The Sculptor's Studio had an exhibit of a 3m (10ft) tall practice sculpture of the presidents, as busts that include a few hands as well as the presidents' arms, jackets and coats down almost to the elbow. Only one was a head, sandwiched between the others. The mountain carving was never intended to include this much, but shoulders were planned, and had to be left undone for some reason or other that I can't remember at this moment. There was also a 2m tall plaster cast of Abraham Lincoln's face, which the sculptors on the face of the mountain had access to as they decided just where to place their jackhammers.

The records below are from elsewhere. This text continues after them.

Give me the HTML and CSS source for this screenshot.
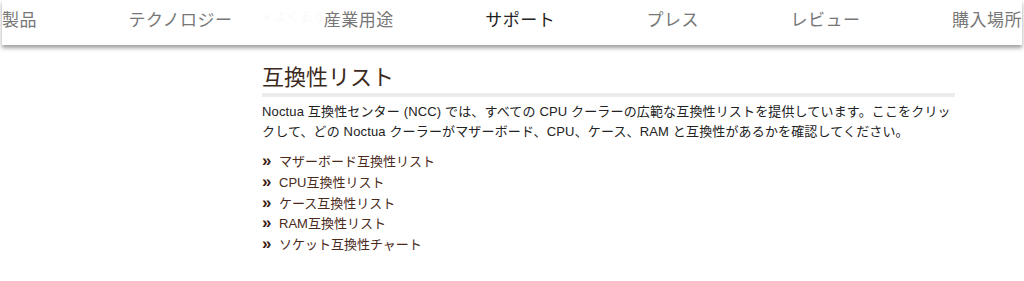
FILE: index.html
```html
<!DOCTYPE html>
<html lang="ja">
<head>
<meta charset="utf-8">
<link rel="stylesheet" href="styles.css">
</head>
<body>
<div class="breadcrumb"><span class="raquo">»</span> よくある質問</div>
<header class="topnav">
  <a class="nav-item">製品</a>
  <a class="nav-item">テクノロジー</a>
  <a class="nav-item">産業用途</a>
  <a class="nav-item active">サポート</a>
  <a class="nav-item">プレス</a>
  <a class="nav-item">レビュー</a>
  <a class="nav-item">購入場所</a>
</header>
<main class="content">
  <h1 class="title">互換性リスト</h1>
  <p class="intro">Noctua 互換性センター (NCC) では、すべての CPU クーラーの広範な互換性リストを提供しています。ここをクリックして、どの Noctua クーラーがマザーボード、CPU、ケース、RAM と互換性があるかを確認してください。</p>
  <ul class="links">
    <li><span class="raquo">»</span><a>マザーボード互換性リスト</a></li>
    <li><span class="raquo">»</span><a>CPU互換性リスト</a></li>
    <li><span class="raquo">»</span><a>ケース互換性リスト</a></li>
    <li><span class="raquo">»</span><a>RAM互換性リスト</a></li>
    <li><span class="raquo">»</span><a>ソケット互換性チャート</a></li>
  </ul>
</main>
</body>
</html>
```
FILE: styles.css
```css
html, body {
  margin: 0;
  padding: 0;
  background: #fff;
}
body {
  font-family: "Liberation Sans", Arial, "Noto Sans CJK JP", sans-serif;
  color: #222;
  width: 1024px;
  height: 281px;
  overflow: hidden;
  position: relative;
}
.breadcrumb {
  padding: 6px 0 0 263px;
  height: 20px;
  font-size: 13px;
  color: #5a3a2a;
}
.breadcrumb .raquo {
  font-weight: bold;
}
.topnav {
  position: absolute;
  top: 0;
  left: 2px;
  right: 2px;
  height: 45px;
  background: rgba(255, 255, 255, 0.97);
  box-shadow: 0 3px 4px rgba(0, 0, 0, 0.38);
  display: flex;
  justify-content: space-between;
  align-items: center;
  box-sizing: border-box;
  padding-bottom: 8px;
}
.nav-item {
  font-family: "Noto Sans CJK JP", sans-serif;
  font-size: 17px;
  color: #777;
  letter-spacing: 0.5px;
}
.nav-item.active {
  color: #222;
}
.content {
  width: 693px;
  margin: 36px 0 0 262px;
}
.title {
  font-family: "Noto Sans CJK JP", sans-serif;
  font-weight: normal;
  font-size: 22px;
  line-height: 26px;
  color: #3d2a1e;
  margin: 0;
  padding-bottom: 5px;
  border-bottom: 4px solid #ececec;
}
.intro {
  font-size: 13px;
  line-height: 20px;
  letter-spacing: 0.15px;
  margin: 5px 0 0 0;
  color: #222;
}
.links {
  list-style: none;
  margin: 9px 0 0 0;
  padding: 0;
  font-size: 13px;
  line-height: 20px;
}
.links li {
  height: 20.75px;
}
.links .raquo {
  display: inline-block;
  width: 17px;
  font-weight: bold;
  color: #3d2012;
  font-size: 17px;
  line-height: 20px;
}
.links a {
  color: #4a2a1a;
}
```
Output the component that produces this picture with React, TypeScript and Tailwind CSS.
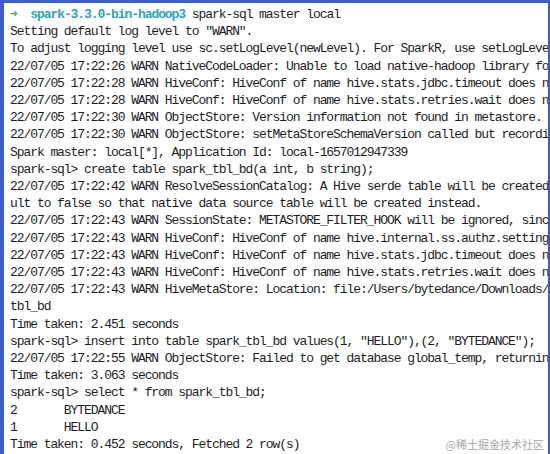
const lines: string[] = [
  "Setting default log level to \"WARN\".",
  "To adjust logging level use sc.setLogLevel(newLevel). For SparkR, use setLogLevel(newLevel).",
  "22/07/05 17:22:26 WARN NativeCodeLoader: Unable to load native-hadoop library for your platform...",
  "22/07/05 17:22:28 WARN HiveConf: HiveConf of name hive.stats.jdbc.timeout does not exist",
  "22/07/05 17:22:28 WARN HiveConf: HiveConf of name hive.stats.retries.wait does not exist",
  "22/07/05 17:22:30 WARN ObjectStore: Version information not found in metastore.",
  "22/07/05 17:22:30 WARN ObjectStore: setMetaStoreSchemaVersion called but recording version is disabled",
  "Spark master: local[*], Application Id: local-1657012947339",
  "spark-sql> create table spark_tbl_bd(a int, b string);",
  "22/07/05 17:22:42 WARN ResolveSessionCatalog: A Hive serde table will be created as there is no table provider",
  "ult to false so that native data source table will be created instead.",
  "22/07/05 17:22:43 WARN SessionState: METASTORE_FILTER_HOOK will be ignored, since hive.security.authorization",
  "22/07/05 17:22:43 WARN HiveConf: HiveConf of name hive.internal.ss.authz.settings.applied.marker does not exist",
  "22/07/05 17:22:43 WARN HiveConf: HiveConf of name hive.stats.jdbc.timeout does not exist",
  "22/07/05 17:22:43 WARN HiveConf: HiveConf of name hive.stats.retries.wait does not exist",
  "22/07/05 17:22:43 WARN HiveMetaStore: Location: file:/Users/bytedance/Downloads/spark-3.3.0-bin-hadoop3/spark-warehouse/spark_",
  "tbl_bd",
  "Time taken: 2.451 seconds",
  "spark-sql> insert into table spark_tbl_bd values(1, \"HELLO\"),(2, \"BYTEDANCE\");",
  "22/07/05 17:22:55 WARN ObjectStore: Failed to get database global_temp, returning NoSuchObjectException",
  "Time taken: 3.063 seconds",
  "spark-sql> select * from spark_tbl_bd;",
  "2       BYTEDANCE",
  "1       HELLO",
  "Time taken: 0.452 seconds, Fetched 2 row(s)",
];

const App = () => {
  return (
    <div className="w-[550px] h-[454px] overflow-hidden bg-[#3d5ccf] pt-[3px] pl-[4px] pr-[2px]">
      <div className="relative h-full bg-white overflow-hidden pl-[6px] pt-[3px] font-['Liberation_Mono',monospace] text-[13px] leading-[17.2px] tracking-[-1.07px] text-[#1e1e1e] whitespace-pre">
        <div>
          <span className="text-[#3fae4a] font-bold">➜  </span>
          <span className="text-[#2ba5b8] font-bold">spark-3.3.0-bin-hadoop3</span>
          <span> spark-sql master local</span>
        </div>
        {lines.map((l, i) => (
          <div key={i}>{l}</div>
        ))}
        <div>
          spark-sql&gt; <span className="inline-block w-[6px] h-[14px] bg-[#8a8a8a] align-middle" />
        </div>
        <div className="absolute right-[4px] bottom-[2px] font-['Noto_Sans_CJK_SC',sans-serif] text-[11px] leading-[16px] tracking-normal text-[#a8a8a8] bg-white">
          @稀土掘金技术社区
        </div>
      </div>
    </div>
  );
};

export default App;
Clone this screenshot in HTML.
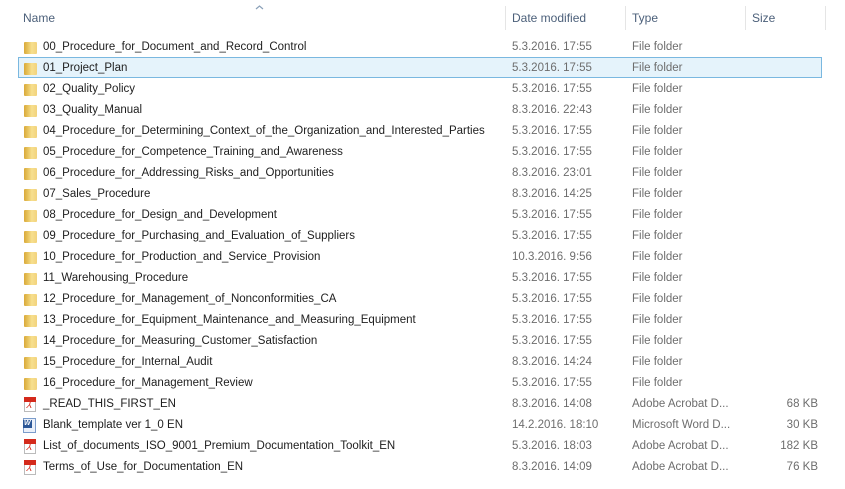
<!DOCTYPE html><html><head><style>
body{margin:0;width:845px;height:489px;background:#fff;font-family:"Liberation Sans",sans-serif;font-size:11.5px;color:#1e1e1e;position:relative;overflow:hidden}
.h{position:absolute;top:11px;color:#4c607a;font-size:12px}
.d{position:absolute;top:6px;width:1px;height:24px;background:#e5e5e5}
.r{position:absolute;left:18px;width:804px;height:21px;line-height:21px}
.r.s{background:#e5f3fb;border:1px solid #7ab8e0;box-sizing:border-box;line-height:19px}
.r span{position:absolute;white-space:nowrap}
.n{left:25px}.t{left:494px}.y{left:614px;color:#6d6d6d}.z{right:4px;color:#6d6d6d}
.t{color:#6d6d6d}
.f{position:absolute;left:6px;top:5px;width:13px;height:12px;background:linear-gradient(90deg,#d9a93a 0,#e8c45e 30%,#f7df8f 60%,#f2d37c);border-radius:1px}
.p{position:absolute;left:6px;top:3px;width:12px;height:15px;background:#fff;border:1px solid #bbb;box-sizing:border-box}
.p:before{content:"";position:absolute;left:-1px;top:-1px;width:12px;height:5px;background:#d42a1c}
.p:after{content:"⅄";position:absolute;left:1px;top:3px;font-size:9px;line-height:9px;color:#d42a1c}
.w{position:absolute;left:5px;top:3px;width:13px;height:15px;background:#eaf0fa;border:1px solid #7b9ccb;box-sizing:border-box}
.w:before{content:"W";position:absolute;left:-1px;top:1px;background:#2b5797;color:#fff;font-size:7px;line-height:8px;padding:0 1px;font-weight:bold}
</style></head><body>
<svg style="position:absolute;left:255px;top:5px" width="9" height="5"><path d="M1 4L4.5 1L8 4" fill="none" stroke="#8aa0b8" stroke-width="1.2"/></svg>
<div class="h" style="left:23px">Name</div>
<div class="d" style="left:505px"></div><div class="h" style="left:512px">Date modified</div>
<div class="d" style="left:625px"></div><div class="h" style="left:632px">Type</div>
<div class="d" style="left:745px"></div><div class="h" style="left:752px">Size</div>
<div class="d" style="left:825px"></div>
<div class="r" style="top:37px"><i class="f"></i><span class="n">00_Procedure_for_Document_and_Record_Control</span><span class="t">5.3.2016. 17:55</span><span class="y">File folder</span></div>
<div class="r s" style="top:57px"><i class="f" style="left:5px;top:5px"></i><span class="n" style="left:24px;top:1px">01_Project_Plan</span><span class="t" style="left:493px;top:1px">5.3.2016. 17:55</span><span class="y" style="left:613px;top:1px">File folder</span></div>
<div class="r" style="top:79px"><i class="f"></i><span class="n">02_Quality_Policy</span><span class="t">5.3.2016. 17:55</span><span class="y">File folder</span></div>
<div class="r" style="top:100px"><i class="f"></i><span class="n">03_Quality_Manual</span><span class="t">8.3.2016. 22:43</span><span class="y">File folder</span></div>
<div class="r" style="top:121px"><i class="f"></i><span class="n">04_Procedure_for_Determining_Context_of_the_Organization_and_Interested_Parties</span><span class="t">5.3.2016. 17:55</span><span class="y">File folder</span></div>
<div class="r" style="top:142px"><i class="f"></i><span class="n">05_Procedure_for_Competence_Training_and_Awareness</span><span class="t">5.3.2016. 17:55</span><span class="y">File folder</span></div>
<div class="r" style="top:163px"><i class="f"></i><span class="n">06_Procedure_for_Addressing_Risks_and_Opportunities</span><span class="t">8.3.2016. 23:01</span><span class="y">File folder</span></div>
<div class="r" style="top:184px"><i class="f"></i><span class="n">07_Sales_Procedure</span><span class="t">8.3.2016. 14:25</span><span class="y">File folder</span></div>
<div class="r" style="top:205px"><i class="f"></i><span class="n">08_Procedure_for_Design_and_Development</span><span class="t">5.3.2016. 17:55</span><span class="y">File folder</span></div>
<div class="r" style="top:226px"><i class="f"></i><span class="n">09_Procedure_for_Purchasing_and_Evaluation_of_Suppliers</span><span class="t">5.3.2016. 17:55</span><span class="y">File folder</span></div>
<div class="r" style="top:247px"><i class="f"></i><span class="n">10_Procedure_for_Production_and_Service_Provision</span><span class="t">10.3.2016. 9:56</span><span class="y">File folder</span></div>
<div class="r" style="top:268px"><i class="f"></i><span class="n">11_Warehousing_Procedure</span><span class="t">5.3.2016. 17:55</span><span class="y">File folder</span></div>
<div class="r" style="top:289px"><i class="f"></i><span class="n">12_Procedure_for_Management_of_Nonconformities_CA</span><span class="t">5.3.2016. 17:55</span><span class="y">File folder</span></div>
<div class="r" style="top:310px"><i class="f"></i><span class="n">13_Procedure_for_Equipment_Maintenance_and_Measuring_Equipment</span><span class="t">5.3.2016. 17:55</span><span class="y">File folder</span></div>
<div class="r" style="top:331px"><i class="f"></i><span class="n">14_Procedure_for_Measuring_Customer_Satisfaction</span><span class="t">5.3.2016. 17:55</span><span class="y">File folder</span></div>
<div class="r" style="top:352px"><i class="f"></i><span class="n">15_Procedure_for_Internal_Audit</span><span class="t">8.3.2016. 14:24</span><span class="y">File folder</span></div>
<div class="r" style="top:373px"><i class="f"></i><span class="n">16_Procedure_for_Management_Review</span><span class="t">5.3.2016. 17:55</span><span class="y">File folder</span></div>
<div class="r" style="top:394px"><i class="p"></i><span class="n">_READ_THIS_FIRST_EN</span><span class="t">8.3.2016. 14:08</span><span class="y">Adobe Acrobat D...</span><span class="z">68 KB</span></div>
<div class="r" style="top:415px"><i class="w"></i><span class="n">Blank_template ver 1_0 EN</span><span class="t">14.2.2016. 18:10</span><span class="y">Microsoft Word D...</span><span class="z">30 KB</span></div>
<div class="r" style="top:436px"><i class="p"></i><span class="n">List_of_documents_ISO_9001_Premium_Documentation_Toolkit_EN</span><span class="t">5.3.2016. 18:03</span><span class="y">Adobe Acrobat D...</span><span class="z">182 KB</span></div>
<div class="r" style="top:457px"><i class="p"></i><span class="n">Terms_of_Use_for_Documentation_EN</span><span class="t">8.3.2016. 14:09</span><span class="y">Adobe Acrobat D...</span><span class="z">76 KB</span></div>
</body></html>
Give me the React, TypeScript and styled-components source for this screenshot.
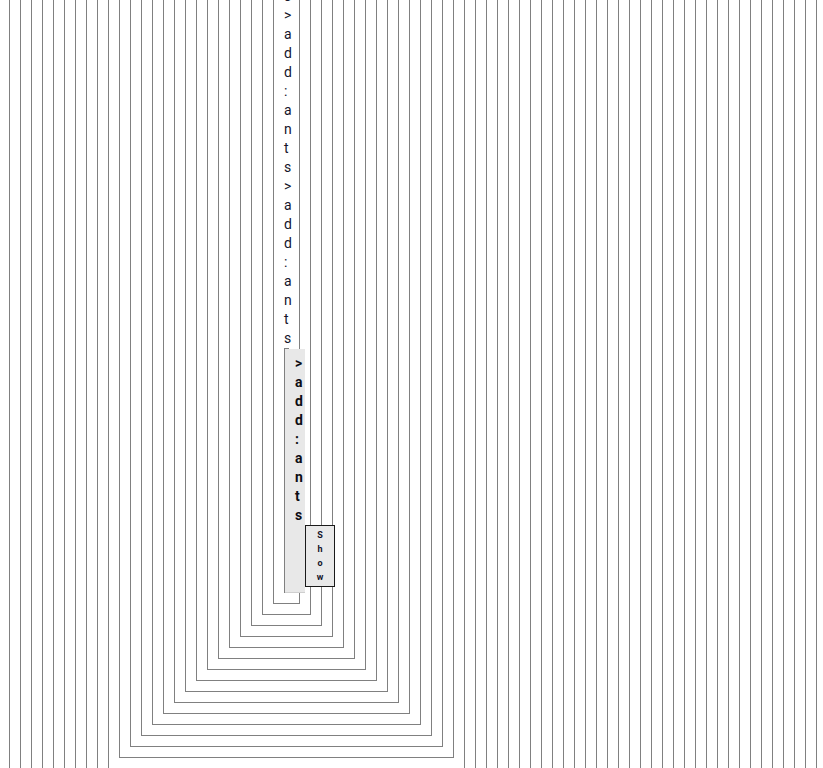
import React from 'react';
import styled, { createGlobalStyle, css } from 'styled-components';

const GlobalStyle = createGlobalStyle`
  html, body {
    margin: 0;
    padding: 0;
    overflow: hidden;
    background: #ffffff;
  }
  body {
    font-family: Roboto, "Liberation Sans", Arial, sans-serif;
    color: #111111;
  }
  * { box-sizing: border-box; }
`;

const Page = styled.div`
  height: 768px;
  overflow: hidden;
  padding: 0 6px 0 9px;
`;

const Tree = styled.div`
  margin-top: -213px;
`;

type Side = 'full' | 'right';

const Frame = styled.div<{ $side: Side }>`
  border: 1px solid #808080;
  padding: 0 10px 10px 10px;
  ${(p) =>
    p.$side === 'right' &&
    css`
      border-left: none;
      padding-left: 0;
    `}
`;

const Crumb = styled.div`
  font-size: 14px;
  line-height: 19px;
  color: #14142a;
  word-break: break-all;
  line-break: anywhere;
  white-space: normal;
`;

const LeafFrame = styled.div`
  border: 1px solid #808080;
  padding: 0;
`;

const Selected = styled.div`
  width: 20px;
  background: #e8e8e8;
  padding: 5px 0 5px 10px;
  box-shadow: 0 1px 0 #cfcfcf;
`;

const SelectedLabel = styled.div`
  font-size: 14px;
  line-height: 19px;
  font-weight: 700;
  color: #0d0d14;
  word-break: break-all;
  line-break: anywhere;
`;

const ShowButton = styled.button`
  display: block;
  width: 30px;
  margin: 0 0 0 10px;
  padding: 2px 9px;
  border: 1px solid #1a1a1a;
  border-radius: 0;
  background: #e9e9e9;
  font-family: Roboto, "Liberation Sans", Arial, sans-serif;
  font-size: 9px;
  font-weight: 700;
  line-height: 14px;
  color: #14142a;
  text-align: center;
  word-break: break-all;
  line-break: anywhere;
  appearance: none;
  cursor: pointer;
`;

const levels: Side[] = [
  ...Array<Side>(10).fill('full'),
  ...Array<Side>(23).fill('right'),
  ...Array<Side>(15).fill('full'),
];

const crumbs = ['> add: ants', '> add: ants', '> add: ants'];

function Leaf() {
  return (
    <>
      {crumbs.map((c, i) => (
        <Crumb key={i}>{c}</Crumb>
      ))}
      <LeafFrame>
        <Selected>
          <SelectedLabel>&gt; add: ants</SelectedLabel>
          <ShowButton type="button">Show</ShowButton>
        </Selected>
      </LeafFrame>
    </>
  );
}

export default function App() {
  const nested = levels.reduceRight<React.ReactNode>(
    (child, side, i) => (
      <Frame key={i} $side={side}>
        {child}
      </Frame>
    ),
    <Leaf />
  );
  return (
    <>
      <GlobalStyle />
      <Page>
        <Tree>{nested}</Tree>
      </Page>
    </>
  );
}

Anna, Abigail and Samuel completed their Junior Ranger activities for Mount Rushmore while Mr Jackson and Joshua bought us some buffalo stew, a buffalo burger, and two buffalo hot dogs for dinner from the monument cafe. For dessert, we bought ice-cream cups, and I tried some vanilla ice-cream which had been made to Thomas Jefferson's original recipe. Who knew TJ could find time for inventing ice-cream recipes in the middle of brokering the Declaration of Independence? Not me, that's for sure. Then on the way out, we turned the kids' booklets in to be signed by the duty ranger. They had earned their first Junior Ranger Badge!

As I type this, Mr Jackson is driving us to our next motel, in Scotts Bluff, Nebraska. Since leaving Mount Rushmore the rain has increased and we had a bit of lightning to keep our attention for a while. Now it has settled to a light drizzle. We have just crossed yet another state line, into Nebraska, our seventh state, at 9pm at night, and still have over an hour's drive, perhaps two, to go. The kids are listening to The Lord of the Rings on audiobook, or sleeping in their seats. I can see the lights of Chadron on the horizon and am wishing we had booked in there instead of Scotts Bluff, but I didn't realise we would spend so long enjoying the Badlands. And I would rather put up with traveling at night than miss out on those stunning sights.